══ Input ══
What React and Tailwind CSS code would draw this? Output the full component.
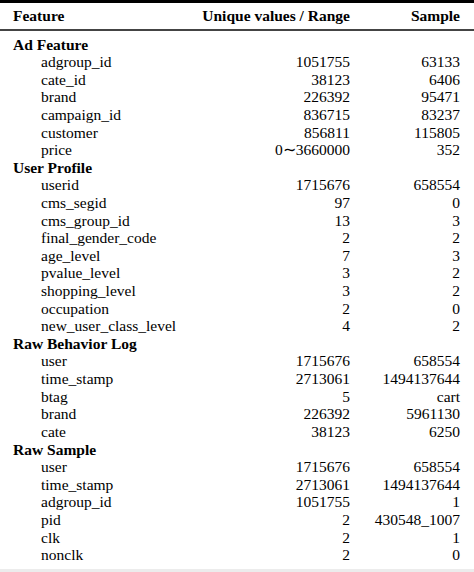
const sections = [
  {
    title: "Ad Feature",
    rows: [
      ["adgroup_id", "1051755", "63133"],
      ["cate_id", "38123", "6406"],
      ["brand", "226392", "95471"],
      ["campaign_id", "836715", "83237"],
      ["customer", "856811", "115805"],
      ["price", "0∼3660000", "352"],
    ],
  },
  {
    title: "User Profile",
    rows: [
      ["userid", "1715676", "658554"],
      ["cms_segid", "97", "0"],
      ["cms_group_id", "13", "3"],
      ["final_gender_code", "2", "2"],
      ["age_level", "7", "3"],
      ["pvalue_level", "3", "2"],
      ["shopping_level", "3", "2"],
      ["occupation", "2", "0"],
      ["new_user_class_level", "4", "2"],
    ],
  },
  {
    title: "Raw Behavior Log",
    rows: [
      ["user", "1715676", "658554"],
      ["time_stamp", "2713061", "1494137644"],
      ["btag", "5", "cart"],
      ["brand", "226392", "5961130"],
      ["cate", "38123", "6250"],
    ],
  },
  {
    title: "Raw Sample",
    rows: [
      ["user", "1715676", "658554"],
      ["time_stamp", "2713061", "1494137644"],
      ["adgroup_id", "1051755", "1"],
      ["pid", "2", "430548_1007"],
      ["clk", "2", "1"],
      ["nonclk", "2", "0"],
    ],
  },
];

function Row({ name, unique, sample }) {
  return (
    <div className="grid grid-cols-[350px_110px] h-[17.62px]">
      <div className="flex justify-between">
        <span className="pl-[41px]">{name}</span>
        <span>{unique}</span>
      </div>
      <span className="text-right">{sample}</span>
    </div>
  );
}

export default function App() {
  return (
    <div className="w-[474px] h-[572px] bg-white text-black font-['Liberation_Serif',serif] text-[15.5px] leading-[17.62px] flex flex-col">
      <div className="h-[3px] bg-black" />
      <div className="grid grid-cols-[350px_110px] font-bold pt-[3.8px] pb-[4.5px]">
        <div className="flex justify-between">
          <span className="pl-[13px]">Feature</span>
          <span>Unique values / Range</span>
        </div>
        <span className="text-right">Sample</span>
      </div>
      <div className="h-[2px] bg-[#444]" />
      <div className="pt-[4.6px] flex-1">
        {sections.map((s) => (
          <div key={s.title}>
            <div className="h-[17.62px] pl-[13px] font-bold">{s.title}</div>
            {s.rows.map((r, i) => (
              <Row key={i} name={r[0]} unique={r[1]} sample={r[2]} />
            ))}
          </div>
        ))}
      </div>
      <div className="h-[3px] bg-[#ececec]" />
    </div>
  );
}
═══
══ Input ══
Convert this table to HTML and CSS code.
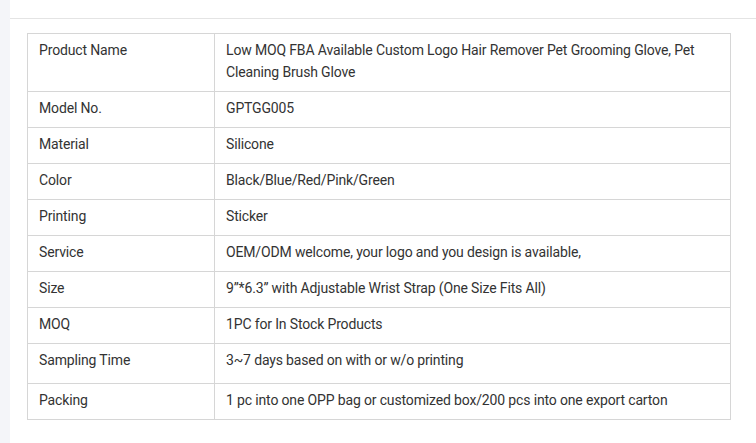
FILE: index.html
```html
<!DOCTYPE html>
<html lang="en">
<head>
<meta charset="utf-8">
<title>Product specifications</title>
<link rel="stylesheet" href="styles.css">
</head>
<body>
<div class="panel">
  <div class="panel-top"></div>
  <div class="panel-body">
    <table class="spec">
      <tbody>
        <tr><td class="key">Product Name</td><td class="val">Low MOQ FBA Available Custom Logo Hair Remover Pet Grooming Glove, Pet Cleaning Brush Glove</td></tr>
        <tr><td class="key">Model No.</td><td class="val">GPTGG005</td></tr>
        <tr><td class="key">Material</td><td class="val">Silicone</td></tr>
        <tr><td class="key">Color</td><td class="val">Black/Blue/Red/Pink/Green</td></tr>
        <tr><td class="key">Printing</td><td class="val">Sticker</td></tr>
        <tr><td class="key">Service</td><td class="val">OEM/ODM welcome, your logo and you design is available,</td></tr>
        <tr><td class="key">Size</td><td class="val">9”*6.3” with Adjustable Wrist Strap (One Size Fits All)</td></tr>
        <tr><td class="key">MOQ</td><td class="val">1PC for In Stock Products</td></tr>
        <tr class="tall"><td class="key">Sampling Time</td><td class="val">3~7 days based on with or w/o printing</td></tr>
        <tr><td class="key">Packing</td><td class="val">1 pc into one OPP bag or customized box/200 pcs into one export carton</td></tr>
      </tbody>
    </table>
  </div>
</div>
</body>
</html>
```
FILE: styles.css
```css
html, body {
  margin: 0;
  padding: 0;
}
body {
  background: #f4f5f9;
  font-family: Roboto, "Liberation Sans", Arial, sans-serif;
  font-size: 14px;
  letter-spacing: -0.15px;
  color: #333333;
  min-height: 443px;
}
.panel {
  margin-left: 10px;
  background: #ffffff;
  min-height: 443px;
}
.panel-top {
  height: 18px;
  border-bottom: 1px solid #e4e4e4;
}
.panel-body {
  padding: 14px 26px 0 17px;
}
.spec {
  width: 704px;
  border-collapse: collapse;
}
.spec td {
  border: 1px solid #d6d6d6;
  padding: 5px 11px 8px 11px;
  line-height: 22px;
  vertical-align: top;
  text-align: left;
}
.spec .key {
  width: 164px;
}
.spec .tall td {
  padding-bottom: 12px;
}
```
═══
══ Input ══
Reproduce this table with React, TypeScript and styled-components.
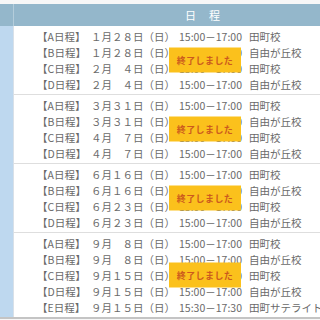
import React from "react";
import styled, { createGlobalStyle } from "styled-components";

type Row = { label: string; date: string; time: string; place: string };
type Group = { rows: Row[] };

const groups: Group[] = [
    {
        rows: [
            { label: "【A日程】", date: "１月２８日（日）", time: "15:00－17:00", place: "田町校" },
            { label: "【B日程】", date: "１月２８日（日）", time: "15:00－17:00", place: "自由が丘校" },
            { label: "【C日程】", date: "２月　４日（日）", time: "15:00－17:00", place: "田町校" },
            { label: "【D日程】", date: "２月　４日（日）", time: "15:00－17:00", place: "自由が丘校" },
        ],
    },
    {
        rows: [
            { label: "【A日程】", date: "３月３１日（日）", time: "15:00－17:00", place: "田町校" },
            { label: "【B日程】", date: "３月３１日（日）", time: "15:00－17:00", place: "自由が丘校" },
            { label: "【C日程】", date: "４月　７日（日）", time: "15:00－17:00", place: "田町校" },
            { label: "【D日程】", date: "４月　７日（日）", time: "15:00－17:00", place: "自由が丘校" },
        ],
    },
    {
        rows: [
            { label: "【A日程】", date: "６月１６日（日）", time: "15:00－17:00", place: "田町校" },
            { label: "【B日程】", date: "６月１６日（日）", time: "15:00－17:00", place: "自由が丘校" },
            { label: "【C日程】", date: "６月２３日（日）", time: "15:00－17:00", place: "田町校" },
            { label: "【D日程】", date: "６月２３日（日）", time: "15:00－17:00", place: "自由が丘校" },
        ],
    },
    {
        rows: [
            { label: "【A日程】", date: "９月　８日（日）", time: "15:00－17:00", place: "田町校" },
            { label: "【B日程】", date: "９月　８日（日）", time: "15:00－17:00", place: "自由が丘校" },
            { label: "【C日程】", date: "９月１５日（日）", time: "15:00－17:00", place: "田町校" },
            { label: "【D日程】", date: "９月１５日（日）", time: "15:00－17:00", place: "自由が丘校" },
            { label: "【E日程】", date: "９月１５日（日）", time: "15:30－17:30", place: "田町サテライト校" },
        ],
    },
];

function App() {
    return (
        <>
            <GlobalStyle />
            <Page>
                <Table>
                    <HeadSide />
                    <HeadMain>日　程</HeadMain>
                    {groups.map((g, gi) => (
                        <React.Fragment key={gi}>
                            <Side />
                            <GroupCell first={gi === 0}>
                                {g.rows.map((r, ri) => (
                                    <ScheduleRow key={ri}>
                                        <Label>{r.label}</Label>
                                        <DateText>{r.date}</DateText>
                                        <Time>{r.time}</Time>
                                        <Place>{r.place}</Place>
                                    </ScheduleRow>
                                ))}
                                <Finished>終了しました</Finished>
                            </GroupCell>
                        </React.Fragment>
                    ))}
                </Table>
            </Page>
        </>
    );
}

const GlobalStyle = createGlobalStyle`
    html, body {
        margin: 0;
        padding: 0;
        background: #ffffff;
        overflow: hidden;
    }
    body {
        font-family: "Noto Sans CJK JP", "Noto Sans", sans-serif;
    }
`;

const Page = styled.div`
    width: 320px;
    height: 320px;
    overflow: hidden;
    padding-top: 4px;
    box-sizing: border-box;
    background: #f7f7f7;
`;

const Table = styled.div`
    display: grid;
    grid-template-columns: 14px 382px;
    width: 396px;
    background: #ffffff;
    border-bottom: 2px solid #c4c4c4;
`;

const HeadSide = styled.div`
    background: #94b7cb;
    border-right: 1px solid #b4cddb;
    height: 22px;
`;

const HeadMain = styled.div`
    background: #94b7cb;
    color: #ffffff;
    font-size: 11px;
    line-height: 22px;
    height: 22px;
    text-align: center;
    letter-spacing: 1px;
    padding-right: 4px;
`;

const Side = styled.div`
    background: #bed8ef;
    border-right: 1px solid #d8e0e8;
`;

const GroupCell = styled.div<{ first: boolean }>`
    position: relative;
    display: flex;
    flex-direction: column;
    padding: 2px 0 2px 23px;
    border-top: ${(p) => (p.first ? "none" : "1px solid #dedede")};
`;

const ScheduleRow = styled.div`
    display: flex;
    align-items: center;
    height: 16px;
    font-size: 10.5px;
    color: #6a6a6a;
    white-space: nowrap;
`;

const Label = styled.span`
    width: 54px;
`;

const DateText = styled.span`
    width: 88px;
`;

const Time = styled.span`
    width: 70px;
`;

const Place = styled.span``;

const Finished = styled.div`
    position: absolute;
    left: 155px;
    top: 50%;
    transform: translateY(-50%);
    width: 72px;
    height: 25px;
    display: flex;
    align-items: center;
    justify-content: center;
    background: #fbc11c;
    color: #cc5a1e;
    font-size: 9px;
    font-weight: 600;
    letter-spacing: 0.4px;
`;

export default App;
═══
▶ **Work to do**:
Search the records for the word "React". Copy every line that has it.

▶ **Response to the exercise**:
What React and Tailwind CSS code would draw this? Output the full component.
Reproduce this table with React, TypeScript and styled-components.
import React from "react";
                        <React.Fragment key={gi}>
                        </React.Fragment>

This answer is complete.